Friday, January 27, 2012

Changing The Past

Do I really want to read a Stephen King novel? Especially when it's 849 pages long? I'm not a fan of the fantasy/horror genre, so in all honesty I had never read a King book. But years ago (Wikipedia reveals that it was in 1990) he wrote a wonderful essay in The New Yorker called “Heads Down” about his son's Little League baseball team. I thought it was one of the best pieces of baseball writing I'd read in a long time (and I do love baseball) and I vowed to try to read something else by him.

Twenty-two years intervened before I revisited that vow. And it took a book title that resonates strongly for anyone of a certain age to make me tackle his latest novel. The premise is a monumental 'what if'. What if you could go back in time and undo the assassination of JFK on 11/22/63?

That's the challenge that faces high school teacher Jake Epping when a dying diner owner in Lisbon Falls, Maine shows him a rabbit hole/portal in his storeroom that leads to the Lisbon Falls of September 9, 1958. The rules are simple, and laid out early in the story, so this is not a spoiler. First, no matter how much time you spend in the past, when you travel back to the diner of 2011 only two minutes will have elapsed. Second, if you travel back in time again, everything you did on your previous visit will be erased. In addition, Jake has to consider the butterfly effect – what are the ripple effects of any change he makes to history?

Fortunately for me, King spends not much time on the fantasy/supernatural portion of this dilemma, and far more time on its more human aspects. There are some sluggish passages while King navigates Jake from 1958 to 1963, as he simultaneously tracks Lee Harvey Oswald's movements and falls in love, but there's plenty of suspense as well. King creates a poignant love story, a valentine to the simpler 1950's of big cars, rock and roll music, and rotary phones, and a thoughtful examination of the power of friendship and the persistence of evil.

Friday, January 20, 2012

Life on the Stage

I don't read a lot of non-fiction, but I am sometimes attracted to biographies about people I find intriguing. That was the case with Julie Salamon's Wendy and the Lost Boys:The Uncommon Life of Wendy Wasserstein. I admire Wasserstein's plays, especially her Pulitzer and Tony winning “The Heidi Chronicles”, but what really piqued my interest was an essay she wrote for The New Yorker describing how, at the age of forty-eight, she underwent in vitro fertilization and gave birth (three months prematurely) to her daughter Lucy Jane. It was written in such an honest and open way that I felt as if I knew her. And I was shocked when just seven years later she died of lymphoma.

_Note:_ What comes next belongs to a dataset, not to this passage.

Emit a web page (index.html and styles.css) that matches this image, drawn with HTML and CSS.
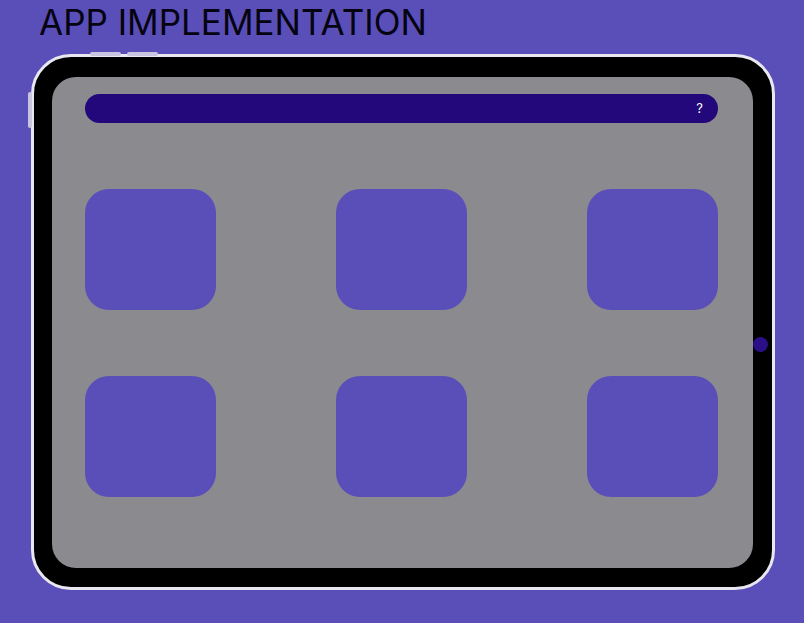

Salaman traces Wasserstein's life from her comfortable childhood in Brooklyn and Manhattan, through her years at Mount Holyoke and Yale Drama School, to her successes and failures in the theater and in her personal life. She was a larger than life character, a mainstay of the New York theater community, a woman with a huge network of devoted friends. And yet it is clear from Salamon's account that although many friends thought they knew her well, each knew only a piece of Wendy.

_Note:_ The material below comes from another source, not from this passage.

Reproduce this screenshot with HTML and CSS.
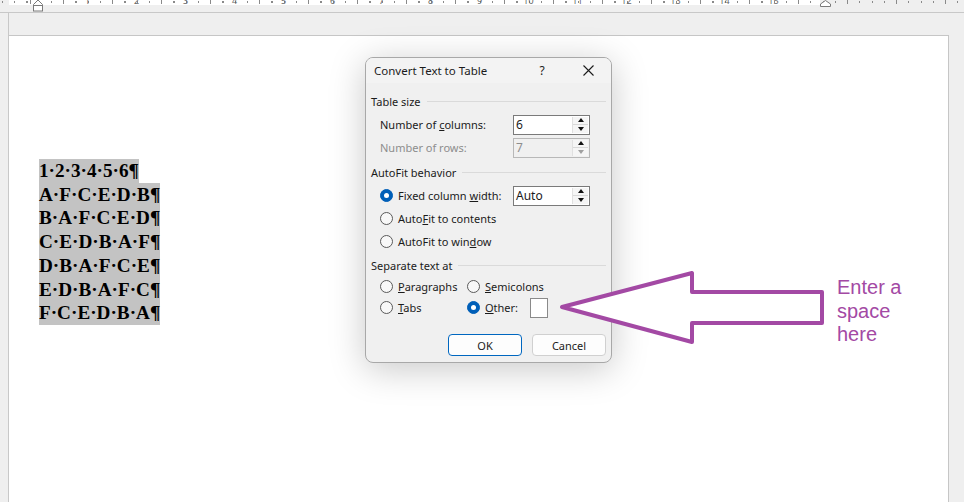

The characters in her plays were often conflicted and insecure, trying to please their families, find their soul mates, achieve their ambitions – all with a bracing sense of humor. Clearly they reflected Wasserstein's own psyche. Salamon's biography captures the many facets of this complex women.

Friday, January 6, 2012

Three From a Master

Anita Desai has been an acclaimed fiction writer for nearly fifty years, and I'm embarrassed to say that the only Desai book I have ever read is by her daughter Kiran (“The Inheritance of Loss”). So her latest book of three novellas – The Artist of Disappearance – seemed a good place to start.

The three stories, all set in India, have no characters or settings in common, but they deal in different ways with the same theme – the survival of art in a world where traditional and modern cultures clash. In each story a member of the modern community is exposed to art (and in two cases an artist) from a more rural or traditional milieu, and is forced to make decisions about its fate.

Desai lets these stories unfold slowly, painting the fascinating landscapes of rural India as she subtly fills in her characters' complexities. I liked all three stories but I was especially moved by “Translator Translated” in which a mediocre university professor finds new richness in her life when she translates a work by an obscure author she admires, but then must face the consequences when her ambition distorts her judgment.

Desai asks hard questions and gives no simple answers. Her prose is lucid, understated and a pleasure to read.